The Adams administration is continuing to try to keep information about what's happening in the jails from the monitor to allow "Department leadership to control the narrative of the current state of affairs," the monitor writes, calling this M.O. "the antithesis of advancing reform."

The problem with the Adams administration's approach to Rikers, the monitor concludes, is that it doesn't want to give up control of the jails, but neither does it appear to want to take responsibility for them. "The City and Department are the actors responsible for operating the jails and, notably, who continue to insist that they are best positioned to do so. This claim stands in stark contrast to their defensiveness regarding certain practices and lack of resourcefulness when asked to devise concrete, specific solutions to address the problems identified by the Monitoring Team and to meet their responsibilities to operate safe, secure jails."

Coming as it does from the eyes and ears of the court, this assessment will make it more difficult for the Adams administration to convince the judge to simply give it more time to improve conditions on Rikers. 

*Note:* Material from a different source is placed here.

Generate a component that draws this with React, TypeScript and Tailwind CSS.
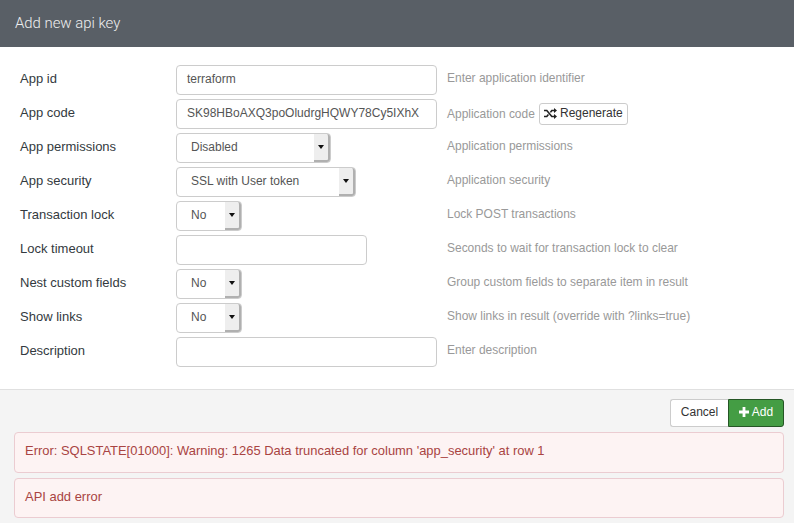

Lawyers for people held in City jails, joined by federal prosecutors for the Southern District of New York, want to schedule arguments to take the jails out of City control. Under their proposed schedule, they would file their arguments by November 17. The City would have until January 16 to file their counterarguments, and a response to those counterarguments would be due by February 15, at which point the judge would decide how to proceed.

Whether this schedule will be adopted, and, indeed, whether the court is prepared to consider taking New York City's jails out of city control to protect the constitutional rights of the people being held inside them will likely be revealed in court on Thursday.